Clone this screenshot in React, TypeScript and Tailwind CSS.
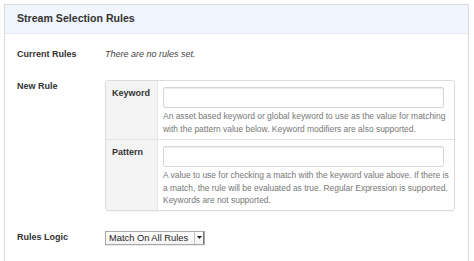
import React from 'react';

const font = { fontFamily: '"Liberation Sans", Arial, Helvetica, sans-serif' };

const RuleRow: React.FC<{ label: string; help: string[]; last?: boolean }> = ({ label, help, last }) => (
  <div className={`flex ${last ? '' : 'border-b border-[#e2e2e2]'}`}>
    <div className="w-[52px] shrink-0 bg-[#f4f4f4] border-r border-[#e6e6e6] pl-[6px] pt-[7px] text-[9px] leading-[11px] font-bold text-[#333]">
      {label}
    </div>
    <div className={`flex-1 pl-[5px] pt-[6px] ${last ? 'pb-[3px]' : 'pb-[4px]'}`}>
      <div className="w-[281px] h-[21px] bg-white border border-[#d6d6d6] rounded-[2px] shadow-[inset_0_1px_1px_rgba(0,0,0,0.08)]" />
      <div className="mt-[2px] text-[8.45px] leading-[12.5px] text-[#777] whitespace-nowrap">
        {help.map((line) => (
          <div key={line}>{line}</div>
        ))}
      </div>
    </div>
  </div>
);

export default function App() {
  return (
    <div className="w-[474px] h-[261px] bg-white overflow-hidden pt-[4px] pl-[4px] pr-[5px]" style={font}>
      <div className="h-[270px] border border-[#dadada] border-b-0">
        <div className="h-[29px] bg-[#f1f5fd] border-b border-[#e2e6ef] flex items-center pl-[12px] text-[10.6px] font-bold text-[#333]">
          Stream Selection Rules
        </div>

        <div className="flex mt-[15px] text-[9px] leading-[11px]">
          <div className="w-[100px] pl-[12px] font-bold text-[#333]">Current Rules</div>
          <div className="italic text-[#444]">There are no rules set.</div>
        </div>

        <div className="flex mt-[20px]">
          <div className="w-[100px] pl-[12px] pt-[1px] text-[9px] leading-[11px] font-bold text-[#333]">New Rule</div>
          <div className="w-[350px] border border-[#dcdcdc] rounded-[3px] overflow-hidden shadow-[0_1px_1px_rgba(0,0,0,0.04)]">
            <RuleRow
              label="Keyword"
              help={[
                'An asset based keyword or global keyword to use as the value for matching',
                'with the pattern value below. Keyword modifiers are also supported.',
              ]}
            />
            <RuleRow
              label="Pattern"
              last
              help={[
                'A value to use for checking a match with the keyword value above. If there is',
                'a match, the rule will be evaluated as true. Regular Expression is supported.',
                'Keywords are not supported.',
              ]}
            />
          </div>
        </div>

        <div className="flex items-center mt-[20px]">
          <div className="w-[100px] pl-[12px] text-[9px] leading-[11px] font-bold text-[#333]">Rules Logic</div>
          <div className="w-[100px] h-[14px] flex border border-[#a9a9a9] bg-gradient-to-b from-white to-[#f3f3f3] shadow-[0_1px_0_rgba(0,0,0,0.08)]">
            <div className="flex-1 pl-[3px] text-[9.3px] leading-[12px] text-[#222] whitespace-nowrap">Match On All Rules</div>
            <div className="w-[10px] border-l border-[#c4c4c4] border-r border-r-[#777] flex items-center justify-center">
              <svg width="5" height="3" viewBox="0 0 5 3">
                <path d="M0 0 L5 0 L2.5 3 Z" fill="#222" />
              </svg>
            </div>
          </div>
        </div>
      </div>
    </div>
  );
}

Your goal
Copy out all of the material exactly as written, without its pictures.

Answer to the exercise
Clone this screenshot in React, TypeScript and Tailwind CSS.
import React from 'react';

const font = { fontFamily: '"Liberation Sans", Arial, Helvetica, sans-serif' };

const RuleRow: React.FC<{ label: string; help: string[]; last?: boolean }> = ({ label, help, last }) => (
  <div className={`flex ${last ? '' : 'border-b border-[#e2e2e2]'}`}>
    <div className="w-[52px] shrink-0 bg-[#f4f4f4] border-r border-[#e6e6e6] pl-[6px] pt-[7px] text-[9px] leading-[11px] font-bold text-[#333]">
      {label}
    </div>
    <div className={`flex-1 pl-[5px] pt-[6px] ${last ? 'pb-[3px]' : 'pb-[4px]'}`}>
      <div className="w-[281px] h-[21px] bg-white border border-[#d6d6d6] rounded-[2px] shadow-[inset_0_1px_1px_rgba(0,0,0,0.08)]" />
      <div className="mt-[2px] text-[8.45px] leading-[12.5px] text-[#777] whitespace-nowrap">
        {help.map((line) => (
          <div key={line}>{line}</div>
        ))}
      </div>
    </div>
  </div>
);

export default function App() {
  return (
    <div className="w-[474px] h-[261px] bg-white overflow-hidden pt-[4px] pl-[4px] pr-[5px]" style={font}>
      <div className="h-[270px] border border-[#dadada] border-b-0">
        <div className="h-[29px] bg-[#f1f5fd] border-b border-[#e2e6ef] flex items-center pl-[12px] text-[10.6px] font-bold text-[#333]">
          Stream Selection Rules
        </div>

        <div className="flex mt-[15px] text-[9px] leading-[11px]">
          <div className="w-[100px] pl-[12px] font-bold text-[#333]">Current Rules</div>
          <div className="italic text-[#444]">There are no rules set.</div>
        </div>

        <div className="flex mt-[20px]">
          <div className="w-[100px] pl-[12px] pt-[1px] text-[9px] leading-[11px] font-bold text-[#333]">New Rule</div>
          <div className="w-[350px] border border-[#dcdcdc] rounded-[3px] overflow-hidden shadow-[0_1px_1px_rgba(0,0,0,0.04)]">
            <RuleRow
              label="Keyword"
              help={[
                'An asset based keyword or global keyword to use as the value for matching',
                'with the pattern value below. Keyword modifiers are also supported.',
              ]}
            />
            <RuleRow
              label="Pattern"
              last
              help={[
                'A value to use for checking a match with the keyword value above. If there is',
                'a match, the rule will be evaluated as true. Regular Expression is supported.',
                'Keywords are not supported.',
              ]}
            />
          </div>
        </div>

        <div className="flex items-center mt-[20px]">
          <div className="w-[100px] pl-[12px] text-[9px] leading-[11px] font-bold text-[#333]">Rules Logic</div>
          <div className="w-[100px] h-[14px] flex border border-[#a9a9a9] bg-gradient-to-b from-white to-[#f3f3f3] shadow-[0_1px_0_rgba(0,0,0,0.08)]">
            <div className="flex-1 pl-[3px] text-[9.3px] leading-[12px] text-[#222] whitespace-nowrap">Match On All Rules</div>
            <div className="w-[10px] border-l border-[#c4c4c4] border-r border-r-[#777] flex items-center justify-center">
              <svg width="5" height="3" viewBox="0 0 5 3">
                <path d="M0 0 L5 0 L2.5 3 Z" fill="#222" />
              </svg>
            </div>
          </div>
        </div>
      </div>
    </div>
  );
}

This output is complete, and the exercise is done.